There is no one upon this planet who is not Love.
We all have the free will to write our story, sometimes we require a period of hardship, trauma, pain and anguish to propel us on our way.
Sadly though, we often fail to see the treasure that the difficult times present us with.
Mainly the vibrations of hatred, anger, fear, denial, revenge and rejection take the place of love, in doing so many families live in dysfunction, unable to connect in love, seeing that the past has the ability to heal, if only all are willing to open their hearts........
Thursday, July 22, 2010
Sharing serenity with Tarmie, Spirit and Pixie quite frankly fills my heart with deep gratitude for their unconditional companionship.
Simple moments of being present to just watch them. Tarmie is presently going through the equivalent of the terrible two's! I spend most of my day telling him, "not for cat's!", this has no effect though, as he just whizzes off in the opposite direction and finds something else that is , not for cats! But the laughter that fills this house because of him is irreplaceable, he is by far the most impish cat I have ever had the honor of sharing my life with. Pixie is still as timid as ever, although, I must hasten to add, since Tarmie has come to join us, she spends much less time in the wardrobe, that in its self is a blessing. She is becoming more tactile too, a sign that she is feeling safe.
I often wish that I could rescue every animal that lives in fear and pain, yet that is not possible I know.
I only thank the Universe for my three companions, and know that not a day goes by without their presence being acknowledged.................
The timber for the roof is stacked ready and waiting for willing hands to create the next stage of my new home. Looking down towards the master bedroom window, and if you turn right you will find the front door.
My mind is creating all sorts of wonderful ideas for the courtyard.
Can you picture this?
A Bail hut sits off to one side where a water feature sits behind it, the water trickling into a small pond.
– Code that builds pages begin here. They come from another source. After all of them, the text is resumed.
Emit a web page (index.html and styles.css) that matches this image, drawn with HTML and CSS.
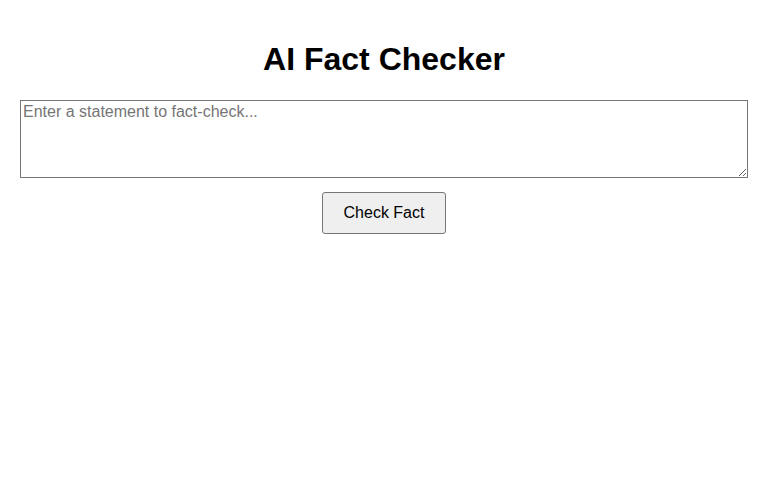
FILE: index.html
```html
<!DOCTYPE html>
<html lang="en">
<head>
<meta charset="utf-8">
<title>AI Fact Checker</title>
<link rel="stylesheet" href="styles.css">
</head>
<body>
<div class="container">
  <h1 class="title">AI Fact Checker</h1>
  <textarea class="statement" placeholder="Enter a statement to fact-check..."></textarea>
  <div class="actions">
    <button class="check-btn">Check Fact</button>
  </div>
</div>
</body>
</html>
```

FILE: styles.css
```css
html, body {
  margin: 0;
  background: #ffffff;
}
body {
  padding: 20px;
  font-family: "Liberation Sans", Arial, sans-serif;
}
.container {
  display: flex;
  flex-direction: column;
  align-items: center;
}
.title {
  font-size: 32px;
  font-weight: bold;
  margin: 21px 0 22px;
  color: #000;
}
.statement {
  box-sizing: border-box;
  width: 100%;
  height: 78px;
  font-family: "Liberation Sans", Arial, sans-serif;
  font-size: 16px;
  padding: 2px;
  border: 1px solid #767676;
  margin: 0;
}
.statement::placeholder {
  color: #757575;
}
.actions {
  margin-top: 14px;
}
.check-btn {
  font-family: "Liberation Sans", Arial, sans-serif;
  font-size: 16px;
  padding: 11px 21px;
  border: 1px solid #767676;
  border-radius: 3px;
  background: #efefef;
  color: #000;
  cursor: pointer;
}
```
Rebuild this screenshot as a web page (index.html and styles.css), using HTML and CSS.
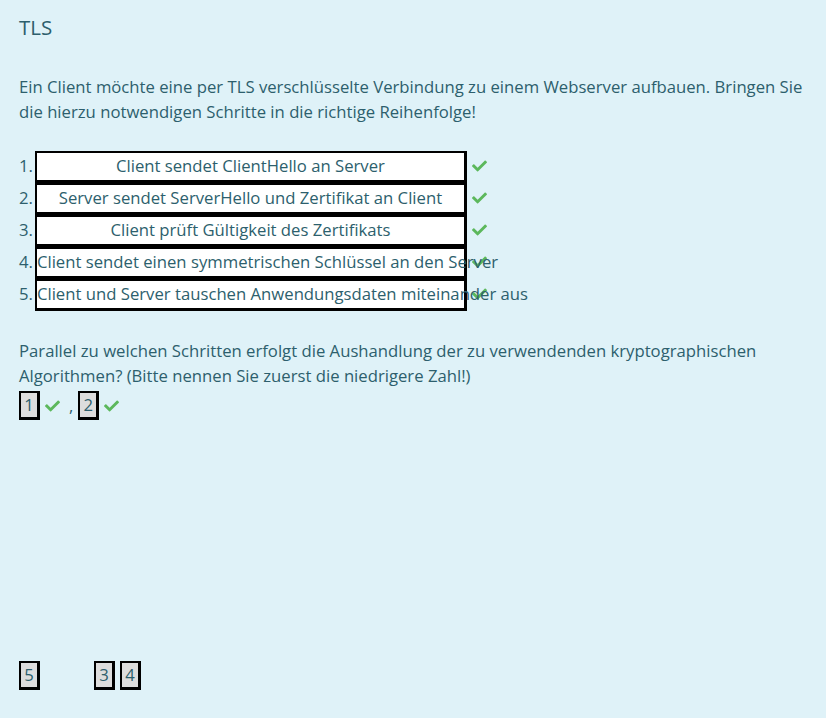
FILE: index.html
```html
<!DOCTYPE html>
<html lang="de">
<head>
<meta charset="utf-8">
<title>TLS</title>
<link rel="stylesheet" href="styles.css">
</head>
<body>
<main class="page">
  <h1 class="title">TLS</h1>
  <p class="intro">Ein Client möchte eine per TLS verschlüsselte Verbindung zu einem Webserver aufbauen. Bringen Sie die hierzu notwendigen Schritte in die richtige Reihenfolge!</p>

  <ol class="steps">
    <li class="step"><span class="num">1.</span><div class="slot">Client sendet ClientHello an Server</div><svg class="check" viewBox="0 64 512 384"><path d="M173.9 439.4l-166.4-166.4c-10-10-10-26.2 0-36.2l36.2-36.2c10-10 26.2-10 36.2 0L192 312.7 432.1 72.6c10-10 26.2-10 36.2 0l36.2 36.2c10 10 10 26.2 0 36.2l-294.4 294.4c-10 10-26.2 10-36.2 0z"/></svg></li>
    <li class="step"><span class="num">2.</span><div class="slot">Server sendet ServerHello und Zertifikat an Client</div><svg class="check" viewBox="0 64 512 384"><path d="M173.9 439.4l-166.4-166.4c-10-10-10-26.2 0-36.2l36.2-36.2c10-10 26.2-10 36.2 0L192 312.7 432.1 72.6c10-10 26.2-10 36.2 0l36.2 36.2c10 10 10 26.2 0 36.2l-294.4 294.4c-10 10-26.2 10-36.2 0z"/></svg></li>
    <li class="step"><span class="num">3.</span><div class="slot">Client prüft Gültigkeit des Zertifikats</div><svg class="check" viewBox="0 64 512 384"><path d="M173.9 439.4l-166.4-166.4c-10-10-10-26.2 0-36.2l36.2-36.2c10-10 26.2-10 36.2 0L192 312.7 432.1 72.6c10-10 26.2-10 36.2 0l36.2 36.2c10 10 10 26.2 0 36.2l-294.4 294.4c-10 10-26.2 10-36.2 0z"/></svg></li>
    <li class="step"><span class="num">4.</span><div class="slot">Client sendet einen symmetrischen Schlüssel an den Server</div><svg class="check" viewBox="0 64 512 384"><path d="M173.9 439.4l-166.4-166.4c-10-10-10-26.2 0-36.2l36.2-36.2c10-10 26.2-10 36.2 0L192 312.7 432.1 72.6c10-10 26.2-10 36.2 0l36.2 36.2c10 10 10 26.2 0 36.2l-294.4 294.4c-10 10-26.2 10-36.2 0z"/></svg></li>
    <li class="step"><span class="num">5.</span><div class="slot">Client und Server tauschen Anwendungsdaten miteinander aus</div><svg class="check" viewBox="0 64 512 384"><path d="M173.9 439.4l-166.4-166.4c-10-10-10-26.2 0-36.2l36.2-36.2c10-10 26.2-10 36.2 0L192 312.7 432.1 72.6c10-10 26.2-10 36.2 0l36.2 36.2c10 10 10 26.2 0 36.2l-294.4 294.4c-10 10-26.2 10-36.2 0z"/></svg></li>
  </ol>

  <p class="question">Parallel zu welchen Schritten erfolgt die Aushandlung der zu verwendenden kryptographischen Algorithmen? (Bitte nennen Sie zuerst die niedrigere Zahl!)</p>
  <div class="answers">
    <span class="tile">1</span><svg class="check small" viewBox="0 64 512 384"><path d="M173.9 439.4l-166.4-166.4c-10-10-10-26.2 0-36.2l36.2-36.2c10-10 26.2-10 36.2 0L192 312.7 432.1 72.6c10-10 26.2-10 36.2 0l36.2 36.2c10 10 10 26.2 0 36.2l-294.4 294.4c-10 10-26.2 10-36.2 0z"/></svg>
    <span class="comma">,</span>
    <span class="tile">2</span><svg class="check small" viewBox="0 64 512 384"><path d="M173.9 439.4l-166.4-166.4c-10-10-10-26.2 0-36.2l36.2-36.2c10-10 26.2-10 36.2 0L192 312.7 432.1 72.6c10-10 26.2-10 36.2 0l36.2 36.2c10 10 10 26.2 0 36.2l-294.4 294.4c-10 10-26.2 10-36.2 0z"/></svg>
  </div>

  <div class="pool">
    <span class="tile">5</span>
    <span class="spacer"></span>
    <span class="tile">3</span>
    <span class="tile">4</span>
  </div>
</main>
</body>
</html>
```

FILE: styles.css
```css
html, body {
  margin: 0;
  padding: 0;
  background: #dff2f8;
}
body {
  font-family: "Open Sans", "Noto Sans", sans-serif;
  color: #2d5f6d;
  font-size: 16.7px;
}
.page {
  padding: 14px 19px 0 19px;
  height: 718px;
  box-sizing: border-box;
  display: flex;
  flex-direction: column;
}
.title {
  margin: 0;
  font-size: 20.5px;
  font-weight: 400;
  line-height: 26px;
}
.intro {
  margin: 34px 0 0 0;
  line-height: 25px;
}
.steps {
  list-style: none;
  margin: 27px 0 0 0;
  padding: 0;
}
.step {
  display: flex;
  align-items: baseline;
  height: 32px;
}
.num {
  white-space: nowrap;
  margin-right: 2px;
}
.slot {
  width: 427px;
  height: 27px;
  background: #fff;
  border: 2px solid #000;
  border-right-width: 3px;
  border-bottom-width: 3px;
  text-align: center;
  white-space: nowrap;
  line-height: 26px;
  position: relative;
  z-index: 1;
}
.check {
  width: 15px;
  height: 12px;
  fill: #5cb85c;
  margin-left: 5px;
  position: relative;
  z-index: 0;
}
.question {
  margin: 27px 0 0 0;
  line-height: 25px;
}
.answers {
  display: flex;
  align-items: center;
  margin-top: 3px;
}
.tile {
  display: inline-block;
  width: 16px;
  height: 24px;
  line-height: 24px;
  text-align: center;
  background: #dddddd;
  border: 2px solid #000;
  border-right-width: 3px;
  border-bottom-width: 3px;
}
.check.small {
  margin-left: 5px;
}
.comma {
  margin: 0 5px 0 9px;
}
.pool {
  margin-top: auto;
  margin-bottom: 28px;
  display: flex;
  gap: 5px;
}
.spacer {
  width: 44px;
}
```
The fragrances of magnolias, orange jasmine and honeysuckle linger in the air inducing a air of tranquility.
On a summers night laying out under the stars, just watching, just being..........I have a few months left to go before I will be in here. I am excited now, I feel that I may at last be feeling roots begin to grow, for how long? Who knows, and more to the point, who cares. Life is a journey that creates new chapters each day, if only we are aware enough to see the signposts along the way..............
The clear waters calling me. The light was reflecting from its surface like millions of diamonds twinkling from the heavens.
I heard the faint sweet melody teasing my ears enough to be heard, but, not enough to be understood.
Perfection stood before me.
God was within every shimmer of this vista.
Stopping to enjoy the magic, to feel the kiss of the Creator takes me towards the end of my day in sheer bliss.................
A baby Dugite in fact.
This little critter belongs to one of Western Australia's most deadly reptile families.
I for one was fascinated by his appearance on a particularly brisk winters afternoon.
I am not certain if it was hurt, or just moving very slowly due to lack off heat, anyway I stood and watched his progress for around ten minutes.
I use to run a mile at the mere mention of snake, and would get shudders if I turned a page in a book and there was a picture of one.
I asked the Universe a few years ago to cure me of my dread, and low and behold I was given a safe encounter, which, has solved the phobia.
After I thought that the little snake had retreated far enough of the bitumen path I continued on my walk, happy to have seen such a rare glimpse of a usually shy creature.
But, on my way back I was to find that he had been murdered at the hands of another human.
I was disgusted to say the least.
You have more chance of having a car accident here than being bitten by one of the local deadly inhabitants, but that does not stop the brutal and cold blooded murder of thousands of snakes and goannas each year.
I was in total shock at how many humans fail to see the perfection in these beautiful creatures, they are hypnotic to watch as they glide along, grounded far more to our Earth Mother than any other.
Sure if you scare one or corner it you may be bitten, but if left alone they will always slither for cover, I mean lets face it, how much smaller than us are they?
At least I gave him a few moments of pleasure as I admired his beauty and felt connected to another for one precious moment in time.................
Tuesday, July 20, 2010
As soon as I finished chatting to you I got into the car and drove to the beach, whilst you, bless your heart sat at your desk 12 thousand miles away beginning your day, here I was, ending mine!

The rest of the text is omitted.